Traditional shooting wars, on the other hand, can start small and slowly grow, turning rapidly into self-justifications like "we can't pull out now or the hundreds of our people who have died so far will have died meaningless lives! Honor their sacrifice! Fight on!" That logic, which is very typical during a shooting war, leads to the loss of thousands, then the same argument allows escalation to the loss of tens of thousands, and so on until you are counting in the millions. Surrender becomes impossible except under the threat of an obviously overwhelming loss, and maybe not even then. Surrender or compromise is seen as invalidating the sacrifice of the people who died during the fighting. It's not right, but it's human.
MAD pretty much eliminates that. If any country has MAD capability, then we won't attack them. So the nuclear-holders of the world cannot attack each other directly, but of course they can involve other countries indirectly. The best MAD scenario would logically be for everyone to have MAD capability, but those that already have it would be deeply loath to let any of the countries they've been beating up on into the game. Anyway..
Back to "Perimeter":
Given the rules/logic behind MAD, the real risk is not that a decisionmaker would want to destroy the enemy at the cost of his own country - there are enough decisionmakers to pretty much (but not completely, of course) ensure that actual MAD would never be knowingly implemented. The real risk is that he might think the enemy has already committed to destroying him, and that he has nothing to lose and must implement his destructive capabilities before the enemy destroys his capability to retaliate.

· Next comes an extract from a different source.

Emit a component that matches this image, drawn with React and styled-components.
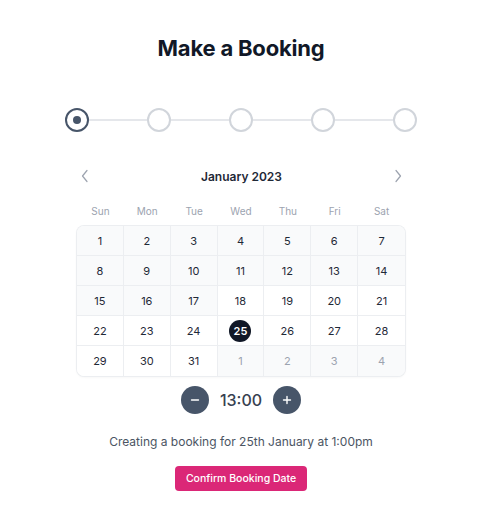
import React from "react";
import styled, { createGlobalStyle } from "styled-components";

const GlobalStyle = createGlobalStyle`
  body {
    margin: 0;
    background: #ffffff;
    font-family: "Inter", "Liberation Sans", sans-serif;
  }
`;

const STEPS = 5;
const WEEKDAYS = ["Sun", "Mon", "Tue", "Wed", "Thu", "Fri", "Sat"];
const TODAY = 18;
const SELECTED = 25;

const days = [];
for (let d = 1; d <= 31; d++) days.push({ day: d, outside: false });
for (let d = 1; d <= 4; d++) days.push({ day: d, outside: true });

const App = () => {
  return (
    <Page>
      <GlobalStyle />
      <Title>Make a Booking</Title>
      <Stepper>
        {Array.from({ length: STEPS }).map((_, i) => (
          <React.Fragment key={i}>
            {i > 0 && <StepLine />}
            <StepDot $active={i === 0} />
          </React.Fragment>
        ))}
      </Stepper>

      <Calendar>
        <MonthHeader>
          <Arrow aria-label="previous month">
            <svg width="10" height="14" viewBox="0 0 10 14" fill="none">
              <path d="M7 1.5L2.5 7 7 12.5" stroke="#9ca3af" strokeWidth="1.2" strokeLinecap="round" strokeLinejoin="round" />
            </svg>
          </Arrow>
          <MonthLabel>January 2023</MonthLabel>
          <Arrow aria-label="next month">
            <svg width="10" height="14" viewBox="0 0 10 14" fill="none">
              <path d="M3 1.5L7.5 7 3 12.5" stroke="#9ca3af" strokeWidth="1.2" strokeLinecap="round" strokeLinejoin="round" />
            </svg>
          </Arrow>
        </MonthHeader>

        <Weekdays>
          {WEEKDAYS.map((w) => (
            <Weekday key={w}>{w}</Weekday>
          ))}
        </Weekdays>

        <Grid>
          {days.map((d, i) => (
            <Cell
              key={i}
              $muted={d.outside || d.day < TODAY}
              $outside={d.outside}
              $lastCol={i % 7 === 6}
              $lastRow={i >= 28}
            >
              {!d.outside && d.day === SELECTED ? (
                <Selected>{d.day}</Selected>
              ) : (
                d.day
              )}
            </Cell>
          ))}
        </Grid>
      </Calendar>

      <TimeRow>
        <RoundButton aria-label="earlier">
          <svg width="12" height="12" viewBox="0 0 12 12">
            <path d="M2.5 6h7" stroke="#fff" strokeWidth="1.4" strokeLinecap="round" />
          </svg>
        </RoundButton>
        <Time>13:00</Time>
        <RoundButton aria-label="later">
          <svg width="12" height="12" viewBox="0 0 12 12">
            <path d="M2.5 6h7M6 2.5v7" stroke="#fff" strokeWidth="1.4" strokeLinecap="round" />
          </svg>
        </RoundButton>
      </TimeRow>

      <Summary>Creating a booking for 25th January at 1:00pm</Summary>

      <ConfirmButton>Confirm Booking Date</ConfirmButton>
    </Page>
  );
};

const Page = styled.div`
  width: 482px;
  display: flex;
  flex-direction: column;
  align-items: center;
  padding-top: 33px;
`;

const Title = styled.h1`
  margin: 0;
  font-size: 22px;
  line-height: 30px;
  font-weight: 700;
  color: #111827;
  letter-spacing: -0.2px;
`;

const Stepper = styled.div`
  margin-top: 45px;
  width: 352px;
  display: flex;
  align-items: center;
`;

const StepDot = styled.div`
  width: 24px;
  height: 24px;
  box-sizing: border-box;
  border-radius: 50%;
  border: 2px solid ${(p) => (p.$active ? "#475569" : "#d1d5db")};
  display: flex;
  align-items: center;
  justify-content: center;
  flex-shrink: 0;
  &::after {
    content: "";
    display: ${(p) => (p.$active ? "block" : "none")};
    width: 8px;
    height: 8px;
    border-radius: 50%;
    background: #475569;
  }
`;

const StepLine = styled.div`
  flex: 1;
  height: 2px;
  background: #e5e7eb;
`;

const Calendar = styled.div`
  margin-top: 32px;
  width: 328px;
`;

const MonthHeader = styled.div`
  display: flex;
  align-items: center;
  justify-content: space-between;
  height: 24px;
  margin: 0 -4px 0 -3px;
`;

const Arrow = styled.button`
  border: none;
  background: none;
  padding: 0;
  width: 22px;
  height: 22px;
  display: flex;
  align-items: center;
  justify-content: center;
  cursor: pointer;
`;

const MonthLabel = styled.div`
  font-size: 12px;
  font-weight: 600;
  color: #1f2937;
`;

const Weekdays = styled.div`
  display: grid;
  grid-template-columns: repeat(7, 1fr);
  margin-top: 13px;
  height: 20px;
  align-items: center;
`;

const Weekday = styled.div`
  text-align: center;
  font-size: 10px;
  color: #9ca3af;
`;

const Grid = styled.div`
  margin-top: 5px;
  display: grid;
  grid-template-columns: repeat(7, 1fr);
  border-radius: 7px;
  overflow: hidden;
  box-shadow: 0 0 0 1px #eceef1, 0 1px 3px rgba(0, 0, 0, 0.06);
`;

const Cell = styled.div`
  box-sizing: border-box;
  height: 30px;
  display: flex;
  align-items: center;
  justify-content: center;
  font-size: 11px;
  color: ${(p) => (p.$outside ? "#9ca3af" : "#1f2937")};
  background: ${(p) => (p.$muted ? "#f9fafb" : "#ffffff")};
  border-right: ${(p) => (p.$lastCol ? "none" : "1px solid #eceef1")};
  border-bottom: ${(p) => (p.$lastRow ? "none" : "1px solid #eceef1")};
`;

const Selected = styled.span`
  width: 22px;
  height: 22px;
  border-radius: 50%;
  background: #111827;
  color: #ffffff;
  font-weight: 600;
  display: flex;
  align-items: center;
  justify-content: center;
`;

const TimeRow = styled.div`
  margin-top: 10px;
  display: flex;
  align-items: center;
  gap: 11px;
`;

const RoundButton = styled.button`
  width: 28px;
  height: 28px;
  border-radius: 50%;
  border: none;
  background: #475569;
  padding: 0;
  display: flex;
  align-items: center;
  justify-content: center;
  cursor: pointer;
`;

const Time = styled.div`
  font-size: 16px;
  font-weight: 500;
  color: #374151;
  min-width: 40px;
  text-align: center;
`;

const Summary = styled.p`
  margin: 20px 0 0;
  font-size: 12px;
  color: #4b5563;
`;

const ConfirmButton = styled.button`
  margin-top: 17px;
  width: 132px;
  height: 25px;
  border: none;
  border-radius: 4px;
  background: #db2777;
  color: #ffffff;
  font-family: "Inter", "Liberation Sans", sans-serif;
  font-size: 10.5px;
  font-weight: 500;
  padding: 0;
  cursor: pointer;
`;

export default App;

The only thing worse than a false negative (you die but don't manage to kill your enemy) in MAD is a false positive (you end up attacking your enemy by mistake, and you both die). The possibility of false negatives is proportional to the chances of a false positive (the more you feel you need to act preemptively, the more likely it is that someone will). "Perimeter" reduced the possibility of a false negative by assuring generals that they could wait and make DAMNED SURE it was an attack before retaliating. Therefore, it significantly reduced the possibility of a false positive (preemptive strike when the side that launched first thought it was retaliating).
"Perimeter" is arguably one of the most logical things Mankind has ever built. It was a well-designed solution that significantly mitigated the problem.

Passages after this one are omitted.